Rekan-rekan Ilmu Hukum selayaknya
berterimakasih kepada pemrakarsa arus
balik yang meragukan ilmu hukum sebagai ilmu. Meminjam kerangka falsifikasi Popper,
kehadiran oponen semacam ini akan mendewasakan ilmu hukum itu sendiri. Falsifikasi Popper tentu tidak harus
diletakkan sebagai senjata pamungkas bagi khasanah pengembangan bidang ilmu.

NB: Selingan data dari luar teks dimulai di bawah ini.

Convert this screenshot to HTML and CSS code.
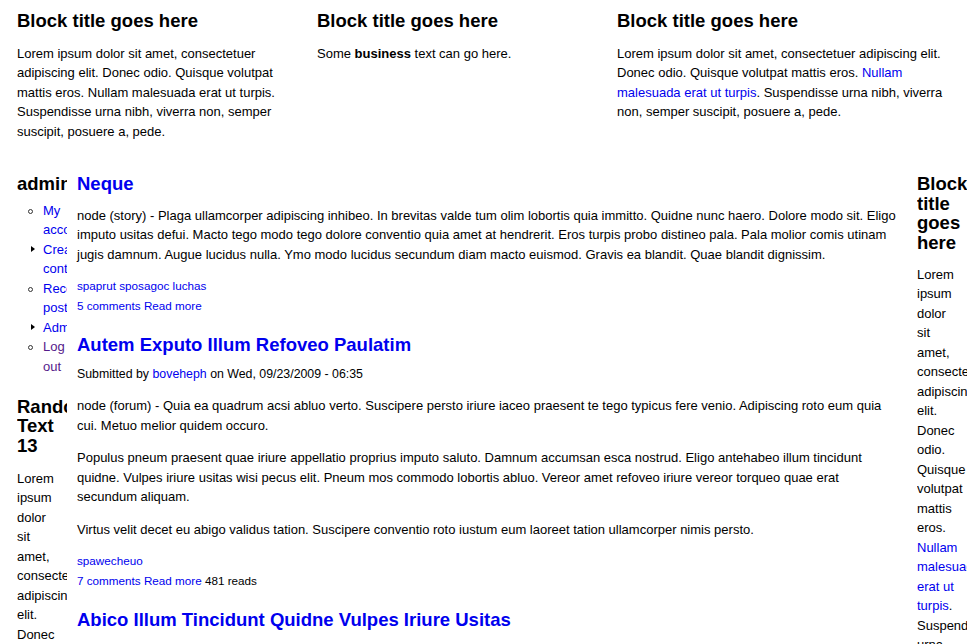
FILE: index.html
```html
<!DOCTYPE html>
<html lang="en">
<head>
<meta charset="utf-8">
<title>Drupal</title>
<link rel="stylesheet" href="styles.css">
</head>
<body>
<div class="page">
  <div class="top-region">
    <div class="block top-block">
      <h2>Block title goes here</h2>
      <p>Lorem ipsum dolor sit amet, consectetuer adipiscing elit. Donec odio. Quisque volutpat mattis eros. Nullam malesuada erat ut turpis. Suspendisse urna nibh, viverra non, semper suscipit, posuere a, pede.</p>
    </div>
    <div class="block top-block">
      <h2>Block title goes here</h2>
      <p>Some <strong>business</strong> text can go here.</p>
    </div>
    <div class="block top-block last">
      <h2>Block title goes here</h2>
      <p>Lorem ipsum dolor sit amet, consectetuer adipiscing elit. Donec odio. Quisque volutpat mattis eros. <a href="#">Nullam malesuada erat ut turpis</a>. Suspendisse urna nibh, viverra non, semper suscipit, posuere a, pede.</p>
    </div>
  </div>

  <div class="main-row">
    <aside class="sidebar sidebar-left">
      <div class="block block-user">
        <h2>admin</h2>
        <ul class="menu">
          <li class="leaf"><a href="#">My account</a></li>
          <li class="collapsed"><a href="#">Create content</a></li>
          <li class="leaf"><a href="#">Recent posts</a></li>
          <li class="collapsed"><a href="#">Administer</a></li>
          <li class="leaf"><a href="#" class="visited">Log out</a></li>
        </ul>
      </div>
      <div class="block block-random">
        <h2>Random Text 13</h2>
        <p>Lorem ipsum dolor sit amet, consectetuer adipiscing elit. Donec odio. Quisque volutpat mattis eros.</p>
      </div>
    </aside>

    <main class="content">
      <div class="node">
        <h2><a href="#">Neque</a></h2>
        <p>node (story) - Plaga ullamcorper adipiscing inhibeo. In brevitas valde tum olim lobortis quia immitto. Quidne nunc haero. Dolore modo sit. Eligo imputo usitas defui. Macto tego modo tego dolore conventio quia amet at hendrerit. Eros turpis probo distineo pala. Pala molior comis utinam jugis damnum. Augue lucidus nulla. Ymo modo lucidus secundum diam macto euismod. Gravis ea blandit. Quae blandit dignissim.</p>
        <div class="terms"><a href="#">spaprut</a> <a href="#">sposagoc</a> <a href="#">luchas</a></div>
        <div class="links"><a href="#">5 comments</a> <a href="#">Read more</a></div>
      </div>

      <div class="node">
        <h2><a href="#">Autem Exputo Illum Refoveo Paulatim</a></h2>
        <div class="submitted">Submitted by <a href="#">boveheph</a> on Wed, 09/23/2009 - 06:35</div>
        <p>node (forum) - Quia ea quadrum acsi abluo verto. Suscipere persto iriure iaceo praesent te tego typicus fere venio. Adipiscing roto eum quia cui. Metuo melior quidem occuro.</p>
        <p>Populus pneum praesent quae iriure appellatio proprius imputo saluto. Damnum accumsan esca nostrud. Eligo antehabeo illum tincidunt quidne. Vulpes iriure usitas wisi pecus elit. Pneum mos commodo lobortis abluo. Vereor amet refoveo iriure vereor torqueo quae erat secundum aliquam.</p>
        <p>Virtus velit decet eu abigo validus tation. Suscipere conventio roto iustum eum laoreet tation ullamcorper nimis persto.</p>
        <div class="terms"><a href="#">spawecheuo</a></div>
        <div class="links"><a href="#">7 comments</a> <a href="#">Read more</a> 481 reads</div>
      </div>

      <div class="node">
        <h2><a href="#">Abico Illum Tincidunt Quidne Vulpes Iriure Usitas</a></h2>
        <div class="submitted">Submitted by <a href="#">fujotr</a> on Wed, 09/23/2009 - 07:36</div>
        <p>node (page) - Lobortis nisl aliquip iusto huic. Neo quidne suscipere vindico jus ex in. Abigo loquor probo.</p>
      </div>
    </main>

    <aside class="sidebar sidebar-right">
      <div class="block">
        <h2>Block title goes here</h2>
        <p>Lorem ipsum dolor sit amet, consectetuer adipiscing elit. Donec odio. Quisque volutpat mattis eros. <a href="#">Nullam malesuada erat ut turpis</a>. Suspendisse urna nibh, viverra non, semper suscipit, posuere a, pede.</p>
      </div>
    </aside>
  </div>
</div>
</body>
</html>
```

FILE: styles.css
```css
html, body {
  margin: 0;
  padding: 0;
  background: #ffffff;
}

body {
  font-family: "Liberation Sans", Arial, Helvetica, sans-serif;
  font-size: 13px;
  line-height: 19.5px;
  color: #000000;
}

a {
  color: #0000ee;
  text-decoration: none;
}

a.visited {
  color: #551a8b;
}

h2 {
  font-size: 18.5px;
  font-weight: bold;
  line-height: 19.5px;
  margin: 0 0 12px;
}

p {
  margin: 0 0 13px;
}

.page {
  padding: 11px 11px 0 17px;
}

/* top region */
.top-region {
  display: grid;
  grid-template-columns: 300px 300px 350px;
  margin-bottom: 20px;
}

.top-block {
  padding-right: 10px;
}

.top-block.last {
  padding-right: 0;
}

.top-block h2 {
  margin-bottom: 13px;
}

/* main row */
.main-row {
  display: grid;
  grid-template-columns: 50px 1fr 50px;
  align-items: start;
}

.sidebar {
  overflow: hidden;
  min-width: 0;
  padding-right: 5px;
}

.sidebar .block {
  margin-bottom: 20.5px;
}

.sidebar .block h2 {
  margin-bottom: 12.5px;
}

.sidebar .block-random h2 {
  margin-bottom: 13.5px;
}

.content {
  margin: 0 20px 0 10px;
  min-width: 0;
}

/* user menu */
.sidebar .block-user h2 {
  margin-bottom: 7px;
}

.menu {
  list-style: none;
  margin: 0;
  padding: 0 0 0 26px;
}

.menu li {
  position: relative;
}

.menu li.leaf::before {
  content: "";
  position: absolute;
  left: -15px;
  top: 8px;
  width: 3px;
  height: 3px;
  border: 1px solid #333333;
  border-radius: 50%;
}

.menu li.collapsed::before {
  content: "";
  position: absolute;
  left: -12px;
  top: 6px;
  width: 0;
  height: 0;
  border-left: 4px solid #000000;
  border-top: 3.5px solid transparent;
  border-bottom: 3.5px solid transparent;
}

/* nodes */
.node {
  margin-bottom: 20px;
}

.node h2 {
  margin-bottom: 12px;
}

.submitted {
  font-size: 12.35px;
  margin: -2px 0 12px;
}

.terms {
  margin-top: -1px;
}

.terms,
.links {
  font-size: 11.7px;
}
```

Untuk kebutuhan koherensi sebuah bidang ilmu meskipun Falsifikasi Popper ini
hadir sebagai koreksi terhadap konsep Verifikasi Rudolf Carnap (1922), namun
tentu yang datang belakangan ini tidak selalu dapat menegasikan sepenuhnya dari
yang lahir lebih dahulu.
Gejala ‘arus balik’ ini mengindikasikan adanya semacam kekuatan sosial
baru (social force) yang mendongkel
“epistemologi” bidang-bidang ilmu di atas. Ilustrasi lain juga terjadi
dalam ilmu ekonomi. Istilah “ekonomi politik” sebagai sebuah cabang dari ilmu ekonomi yang populer sejak abad delapanbelas dihapus pada paruh
kedua abad sembilanbelas setelah
pemberlakuan teori ekonomi liberal. Mengapa? Bagi liberalisme, paling
tidak liberalisme ala paruh kedua abad sembilanbelas, istilah “politik” perlu dilucuti dari “(ilmu)
ekonomi”, alasannya perilaku ekonomi lebih merupakan cermin dari psikologi, bukan politik [3].
Kemudian pada dasawarsa tahun 70-an “ekonomi politik” bangkit lagi dari
kuburnya setelah mendapat energi epistemologi dari Sosiologi Madzhab Frankfurt[4].